JUNE 18, 2007
 (STAR) “The ultimate measure of a man is not where he stands in moments of comfort, but where he stands in times of challenge and controversy,” according to Martin Luther King Jr.

“Environment martyrs who dedicate their lives to saving the world are seldom remembered and honored.” This one was from Dan Pasia, an environment advocate.

They were from different places, but they devoted their work — even their lives — to the protection of God’s best gift to mankind: the environment.

In the Department of Environment and Natural Resources (DENR), there has been an increasing number of this kind of heroes over the years. Ricardo Serrano, 61, DENR Region 3 executive director, died from three bullet wounds in the chest in an ambush in Quezon City in 1998.

In 2004, 57-year-old DENR forester Isidro dela Peña also took three bullets in another ambush in Davao City. Orlando Flores, a Bantay Dagat volunteer in Masinloc, Zambaless, took 20 bullets as he sat for dinner with his family in 1994.
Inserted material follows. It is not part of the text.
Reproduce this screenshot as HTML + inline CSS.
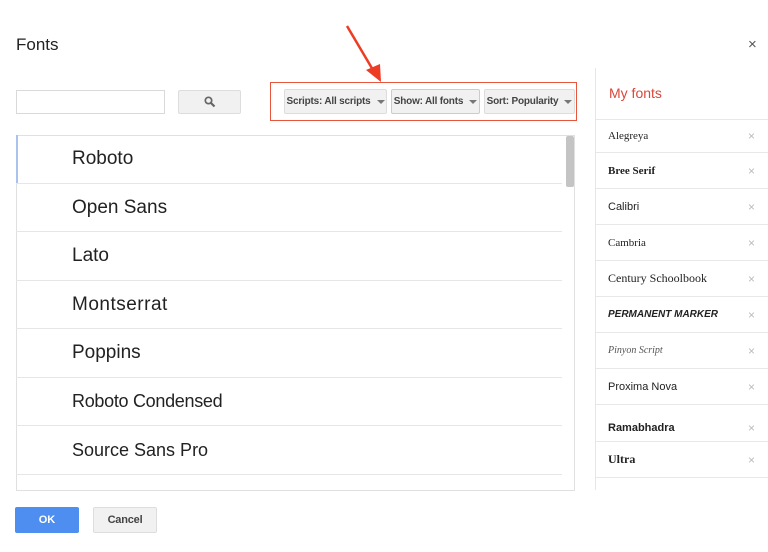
<!DOCTYPE html>
<html><head><meta charset="utf-8"><style>
*{box-sizing:border-box;margin:0;padding:0}
body{width:768px;height:552px;background:#fff;font-family:"Liberation Sans",sans-serif;position:relative;overflow:hidden;color:#222}
.a{position:absolute}
.btn{position:absolute;background:#f1f1f1;border:1px solid #ddd;border-radius:2px;font-size:10px;font-weight:bold;color:#444;display:flex;align-items:center;justify-content:center;white-space:nowrap;letter-spacing:-0.2px}
.caret{display:inline-block;width:0;height:0;border-left:4px solid transparent;border-right:4px solid transparent;border-top:4px solid #777;margin-left:6px}
.row{position:absolute;left:16px;width:546px;border-bottom:1px solid #e6e6e6;font-size:19px;padding-left:56px;display:flex;align-items:center;color:#222}
.mf{position:absolute;left:596px;width:172px;border-bottom:1px solid #e8e8e8;font-size:11px;padding-left:12px;display:flex;align-items:center;color:#222;white-space:nowrap}
.mf span{position:absolute;right:13px;color:#bbb;font-size:12px;font-weight:normal;font-style:normal;font-family:"Liberation Sans",sans-serif}
</style></head><body>
<div class="a" style="left:16px;top:35px;font-size:17px;color:#222">Fonts</div>
<div class="a" style="left:748px;top:36px;font-size:15px;color:#555">×</div>
<svg class="a" style="left:0;top:0" width="768" height="552"><line x1="347" y1="26" x2="373" y2="70" stroke="#ee3b24" stroke-width="2.5"/><polygon points="366,70 381,82 380,64" fill="#ee3b24"/></svg>
<div class="a" style="left:16px;top:90px;width:149px;height:24px;border:1px solid #d9d9d9"></div>
<div class="btn" style="left:178px;top:90px;width:63px;height:24px"><svg width="12" height="12" viewBox="0 0 12 12"><circle cx="4.5" cy="4.5" r="3.2" fill="none" stroke="#666" stroke-width="1.7"/><line x1="7" y1="7" x2="10.5" y2="10.5" stroke="#666" stroke-width="2.2"/></svg></div>
<div class="a" style="left:270px;top:82px;width:307px;height:39px;border:1.5px solid #e8553d"></div>
<div class="btn" style="left:284px;top:89px;width:103px;height:25px">Scripts: All scripts<i class="caret"></i></div>
<div class="btn" style="left:391px;top:89px;width:89px;height:25px;border-color:#ccc">Show: All fonts<i class="caret"></i></div>
<div class="btn" style="left:484px;top:89px;width:91px;height:25px">Sort: Popularity<i class="caret"></i></div>
<div class="a" style="left:16px;top:135px;width:559px;height:356px;border:1px solid #e0e0e0"></div>
<div class="a" style="left:16px;top:135px;width:2px;height:49px;background:#a9c3ee"></div>
<div class="a" style="left:566px;top:136px;width:8px;height:51px;background:#c4c4c4;border-radius:2px"></div>
<div class="row" style="top:135px;height:49px">Roboto</div>
<div class="row" style="top:184px;height:48px">Open Sans</div>
<div class="row" style="top:232px;height:49px">Lato</div>
<div class="row" style="top:281px;height:48px;letter-spacing:0.5px">Montserrat</div>
<div class="row" style="top:329px;height:49px">Poppins</div>
<div class="row" style="top:378px;height:48px;font-size:18px;letter-spacing:-0.3px">Roboto Condensed</div>
<div class="row" style="top:426px;height:49px;font-size:18px">Source Sans Pro</div>
<div class="a" style="left:595px;top:68px;width:1px;height:422px;background:#e6e6e6"></div>
<div class="a" style="left:609px;top:85px;font-size:14px;color:#d9473b">My fonts</div>
<div class="a" style="left:596px;top:119px;width:172px;height:1px;background:#e8e8e8"></div>
<div class="mf" style="top:120px;height:33px;font-family:'Liberation Serif',serif">Alegreya<span>×</span></div>
<div class="mf" style="top:153px;height:36px;font-family:'Liberation Serif',serif;font-weight:bold">Bree Serif<span>×</span></div>
<div class="mf" style="top:189px;height:36px">Calibri<span>×</span></div>
<div class="mf" style="top:225px;height:36px;font-family:'Liberation Serif',serif">Cambria<span>×</span></div>
<div class="mf" style="top:261px;height:36px;font-family:'Liberation Serif',serif;font-size:12px">Century Schoolbook<span>×</span></div>
<div class="mf" style="top:297px;height:36px;font-weight:bold;font-style:italic;font-size:10px">PERMANENT MARKER<span>×</span></div>
<div class="mf" style="top:333px;height:36px;font-family:'Liberation Serif',serif;font-style:italic;font-size:10px;color:#555">Pinyon Script<span>×</span></div>
<div class="mf" style="top:369px;height:36px">Proxima Nova<span>×</span></div>
<div class="mf" style="top:405px;height:37px;font-weight:bold;padding-top:10px">Ramabhadra<span>×</span></div>
<div class="mf" style="top:442px;height:36px;font-family:'Liberation Serif',serif;font-weight:900;font-size:12px">Ultra<span>×</span></div>
<div class="a" style="left:15px;top:507px;width:64px;height:26px;background:#4d8ef0;border-radius:2px;color:#fff;font-size:11px;font-weight:bold;display:flex;align-items:center;justify-content:center">OK</div>
<div class="btn" style="left:93px;top:507px;width:64px;height:26px;font-size:11px">Cancel</div>
</body></html>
Others were luckier. DENR forest guard Raul Zapatos of Bayugan, Agusan del Sur found himself spending four and a half years in jail after fighting illegal loggers, but was declared innocent by the Supreme Court and set free in 2005.

Jose Fabrique, a former police officer in Sibuyan, Romblon; Julio Versoza, a forest ranger assigned at the Mt. Isarog Natural Park in Camarines Sur; and Rolando Rey Recto, a councilor in Buenavista, Quezon — all three suffered harassment and coercion by environmental despoilers.

On April 22 this year, the name of National Anti-Environment Crime Task (NAECTAF) agent Audy Angchangco, 42, was added to the list of these environmental martyrs. Audy was shot dead by two motorcycle-riding hitmen when he stepped out of his house in Lucena City to get a clearer signal while talking on his cellphone to his sister.

The assassins made extra sure that Audy was dead: they pumped 11 bullets into his body — six in the head, three in the chest, one each in his right arm and right leg.

The killing of Audy Angchangco is the first major crime committed this year against environmental crusaders. That it happened right on Earth Day was both an irony and a paradox.

While the incident may be seen as an attempt to undermine the government’s political will to combat illegal logging, it, at the same time, strains what British philosopher Thomas Hobbes referred to as a “social contract” among sectors of a society to push its agenda, in this case environmental protection. Definitely, Audy’s killing shows that the enemies of the environment will be ready to break the social contract at any cost in their favor.

The outcry following Audy Angchangco’s murder was defeaning. Local and international environmental organizations banded together and condemned the killing, prompting Malacañang to decide a hero’s burial for Audy at the Libingan ng mga Bayani in Fort Bonifacio.

The ‘untouchables’

Audy joined NAECTAF in March 2006 when the inter-agency body was formed by virtue of Executive Order 515 issued on March 15, 2006.

Some people have likened the activities of the NAECTAF to those done by the law enforcers in the Oscar-winning film The Untouchables. Like the heroes in the film, NAECTAF enforcers are also an elite force whose mandate is to run after environmental criminals who seem to be invincible.

Set in the 1930’s, the film depicts the tale of a motley team of law enforcers formed by Eliot Ness to put Mafia Kingpin Al Capone behind bars — which they eventually did, with much difficulty because of widespread corruption in the Chicago police force.

As the story goes, Ness’ team broke the backbone of Capone’s operation of liquor smuggling and bootlegging during the so-called Prohibition Era. But it came with the great price of losing Jim Malone, a respected member of the team.

Like Ness’ team, NAECTAF’s accomplishments could well be on its way to breaking the backbone of illegal logging operation in the country, but at the price of Audy’s life.

A total of P56.9 million in value, measuring 2.74 million board ft of lumber and 6,542 cubic meters of logs, were seized in 20 NAECTAF’s operations. Of these, seven operations were either led or participated in by Audy, which accounted for some P21 million in value.

It was no small feat or a guy who rose through the ranks. Audy was not even a licensed forester or a lawyer. He had taken Maritime Engineering in college, planning to make his fortune as a sailor.

But then he found himself changing tracks. He applied and was accepted as a security guard at the Bureau of Forest Development in 1986. He then became a forest ranger for 17 years. His stint as a forest ranger must have given him the right sensibilities and skills so that he eventually earned a promotion as special investigator in 2006. In a brief span of time, he made his mark, going even behind enemy lines in Quezon and in Mindanao to conduct intelligence work against illegal loggers.

Tragedy and victory

Audy was only 42 when he died, yet he had lived longer than anyone who would dream to become a hero. Like Serrano and the others, Audy has won a place in men’s hearts, which is the only true and lasting victory.

Audy’s passing cries for justice, but it likewise carries a challenge. Almost speechless as he takes his last breath, Malone asks Ness, “What are you prepared to do?” Audy more than answered the question when he willingly gave even his life for a cause he believed in.